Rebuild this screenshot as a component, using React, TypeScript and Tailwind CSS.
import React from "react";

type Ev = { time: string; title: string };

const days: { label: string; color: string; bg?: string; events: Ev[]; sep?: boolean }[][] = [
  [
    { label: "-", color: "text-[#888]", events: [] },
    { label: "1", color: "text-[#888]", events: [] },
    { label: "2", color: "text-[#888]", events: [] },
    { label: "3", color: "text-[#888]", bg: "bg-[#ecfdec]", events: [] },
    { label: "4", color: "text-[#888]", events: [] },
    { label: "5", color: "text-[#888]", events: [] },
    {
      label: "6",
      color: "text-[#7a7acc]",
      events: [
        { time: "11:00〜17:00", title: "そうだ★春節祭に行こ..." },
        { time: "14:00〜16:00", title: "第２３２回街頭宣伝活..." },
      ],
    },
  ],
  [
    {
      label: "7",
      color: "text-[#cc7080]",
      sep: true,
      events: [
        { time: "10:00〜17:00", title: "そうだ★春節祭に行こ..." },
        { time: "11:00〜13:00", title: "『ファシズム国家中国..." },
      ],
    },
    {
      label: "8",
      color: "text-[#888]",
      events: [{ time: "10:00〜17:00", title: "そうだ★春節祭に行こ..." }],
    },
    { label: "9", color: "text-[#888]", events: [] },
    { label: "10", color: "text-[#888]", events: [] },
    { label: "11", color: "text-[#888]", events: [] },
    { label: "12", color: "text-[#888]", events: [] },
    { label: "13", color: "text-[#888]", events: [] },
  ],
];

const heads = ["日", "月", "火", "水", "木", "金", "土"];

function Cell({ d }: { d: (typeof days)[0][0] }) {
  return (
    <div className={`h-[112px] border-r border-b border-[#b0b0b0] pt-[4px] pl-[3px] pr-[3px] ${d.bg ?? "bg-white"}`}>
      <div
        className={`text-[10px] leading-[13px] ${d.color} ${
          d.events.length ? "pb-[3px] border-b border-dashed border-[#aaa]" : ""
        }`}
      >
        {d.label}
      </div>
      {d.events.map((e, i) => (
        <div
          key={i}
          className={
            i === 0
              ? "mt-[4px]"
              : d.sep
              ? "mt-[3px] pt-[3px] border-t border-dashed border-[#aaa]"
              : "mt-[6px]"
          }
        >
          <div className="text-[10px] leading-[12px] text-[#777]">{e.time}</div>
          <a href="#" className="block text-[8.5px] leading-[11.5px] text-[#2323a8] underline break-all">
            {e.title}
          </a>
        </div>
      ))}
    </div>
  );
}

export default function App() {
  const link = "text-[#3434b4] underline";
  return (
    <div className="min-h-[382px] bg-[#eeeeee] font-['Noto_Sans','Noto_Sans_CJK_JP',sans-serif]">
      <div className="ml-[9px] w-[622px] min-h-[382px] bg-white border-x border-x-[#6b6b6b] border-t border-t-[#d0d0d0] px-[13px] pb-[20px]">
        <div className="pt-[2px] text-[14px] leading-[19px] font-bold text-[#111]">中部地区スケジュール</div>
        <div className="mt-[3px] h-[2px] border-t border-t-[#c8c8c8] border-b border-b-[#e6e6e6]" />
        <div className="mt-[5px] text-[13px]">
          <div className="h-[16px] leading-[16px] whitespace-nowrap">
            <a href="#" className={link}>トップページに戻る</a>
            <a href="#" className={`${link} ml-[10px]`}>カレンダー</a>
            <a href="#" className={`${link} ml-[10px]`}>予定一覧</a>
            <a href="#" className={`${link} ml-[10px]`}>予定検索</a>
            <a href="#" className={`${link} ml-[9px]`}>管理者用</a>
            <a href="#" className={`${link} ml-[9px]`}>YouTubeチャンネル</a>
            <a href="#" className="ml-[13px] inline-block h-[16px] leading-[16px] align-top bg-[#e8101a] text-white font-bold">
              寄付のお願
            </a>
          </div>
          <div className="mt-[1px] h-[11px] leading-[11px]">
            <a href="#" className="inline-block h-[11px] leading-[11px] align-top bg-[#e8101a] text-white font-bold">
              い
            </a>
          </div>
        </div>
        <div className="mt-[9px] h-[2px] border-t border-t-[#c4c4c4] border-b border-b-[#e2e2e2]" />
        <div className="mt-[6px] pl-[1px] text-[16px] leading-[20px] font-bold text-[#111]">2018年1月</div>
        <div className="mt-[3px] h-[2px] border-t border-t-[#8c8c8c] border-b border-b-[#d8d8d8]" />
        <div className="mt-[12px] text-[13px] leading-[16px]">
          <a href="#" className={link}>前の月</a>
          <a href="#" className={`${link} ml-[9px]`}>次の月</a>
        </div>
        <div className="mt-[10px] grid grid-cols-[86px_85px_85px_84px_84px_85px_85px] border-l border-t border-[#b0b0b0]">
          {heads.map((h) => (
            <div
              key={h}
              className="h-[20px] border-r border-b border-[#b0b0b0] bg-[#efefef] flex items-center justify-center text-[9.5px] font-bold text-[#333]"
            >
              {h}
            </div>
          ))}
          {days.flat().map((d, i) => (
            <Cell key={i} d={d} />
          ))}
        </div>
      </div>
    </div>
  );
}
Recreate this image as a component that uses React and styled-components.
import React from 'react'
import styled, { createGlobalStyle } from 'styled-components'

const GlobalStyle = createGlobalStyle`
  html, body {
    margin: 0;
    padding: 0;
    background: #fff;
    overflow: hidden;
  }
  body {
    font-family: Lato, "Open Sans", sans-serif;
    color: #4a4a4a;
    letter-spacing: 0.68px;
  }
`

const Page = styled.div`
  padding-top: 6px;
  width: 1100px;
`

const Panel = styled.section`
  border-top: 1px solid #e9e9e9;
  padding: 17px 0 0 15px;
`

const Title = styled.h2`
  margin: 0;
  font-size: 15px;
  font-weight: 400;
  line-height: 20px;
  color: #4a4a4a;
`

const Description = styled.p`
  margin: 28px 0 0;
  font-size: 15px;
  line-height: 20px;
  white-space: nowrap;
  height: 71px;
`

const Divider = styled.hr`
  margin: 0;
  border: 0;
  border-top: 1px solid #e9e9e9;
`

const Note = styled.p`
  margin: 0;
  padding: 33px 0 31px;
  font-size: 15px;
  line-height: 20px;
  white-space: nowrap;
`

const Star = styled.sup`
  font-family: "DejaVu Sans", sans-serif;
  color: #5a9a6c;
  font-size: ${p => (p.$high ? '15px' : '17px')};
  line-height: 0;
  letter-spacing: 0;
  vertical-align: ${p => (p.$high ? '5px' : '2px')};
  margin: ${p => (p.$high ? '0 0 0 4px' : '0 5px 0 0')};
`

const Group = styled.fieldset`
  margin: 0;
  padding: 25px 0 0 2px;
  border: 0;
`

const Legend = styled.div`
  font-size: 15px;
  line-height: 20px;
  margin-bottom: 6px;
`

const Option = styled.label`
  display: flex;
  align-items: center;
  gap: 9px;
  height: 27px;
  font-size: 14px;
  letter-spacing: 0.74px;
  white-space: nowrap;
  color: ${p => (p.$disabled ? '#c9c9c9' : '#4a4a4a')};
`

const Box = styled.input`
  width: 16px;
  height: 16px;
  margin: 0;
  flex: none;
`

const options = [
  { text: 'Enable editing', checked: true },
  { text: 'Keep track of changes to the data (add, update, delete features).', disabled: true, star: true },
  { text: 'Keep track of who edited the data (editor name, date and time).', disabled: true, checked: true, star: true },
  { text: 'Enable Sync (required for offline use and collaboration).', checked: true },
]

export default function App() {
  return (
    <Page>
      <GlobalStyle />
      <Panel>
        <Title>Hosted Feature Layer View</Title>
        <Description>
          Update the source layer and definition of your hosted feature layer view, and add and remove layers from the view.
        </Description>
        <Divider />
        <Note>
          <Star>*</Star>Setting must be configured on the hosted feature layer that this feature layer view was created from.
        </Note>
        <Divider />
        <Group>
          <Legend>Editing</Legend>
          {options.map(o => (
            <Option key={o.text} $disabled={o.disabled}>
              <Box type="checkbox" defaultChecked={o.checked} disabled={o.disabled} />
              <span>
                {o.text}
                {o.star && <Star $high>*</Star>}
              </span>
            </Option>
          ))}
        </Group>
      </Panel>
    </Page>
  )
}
--
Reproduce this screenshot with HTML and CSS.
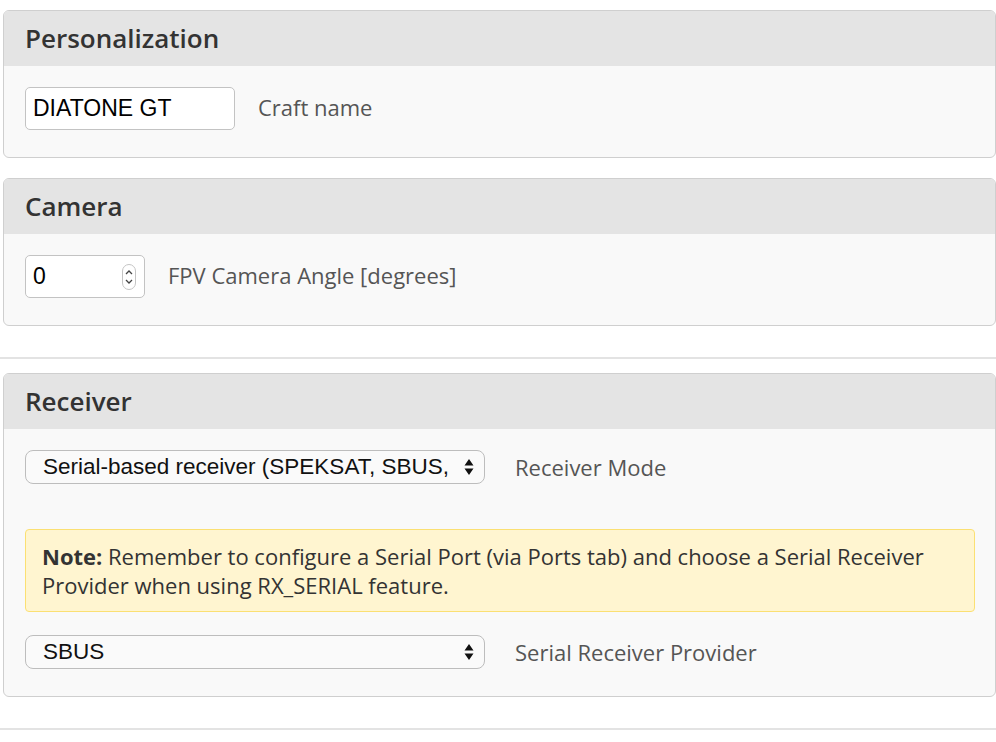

# Written problem
Output exactly the lines of the material above from the one containing "Rebuild this screenshot" up to and including the one containing "string; title: string".

# Response to this exercise
Rebuild this screenshot as a component, using React, TypeScript and Tailwind CSS.
import React from "react";

type Ev = { time: string; title: string };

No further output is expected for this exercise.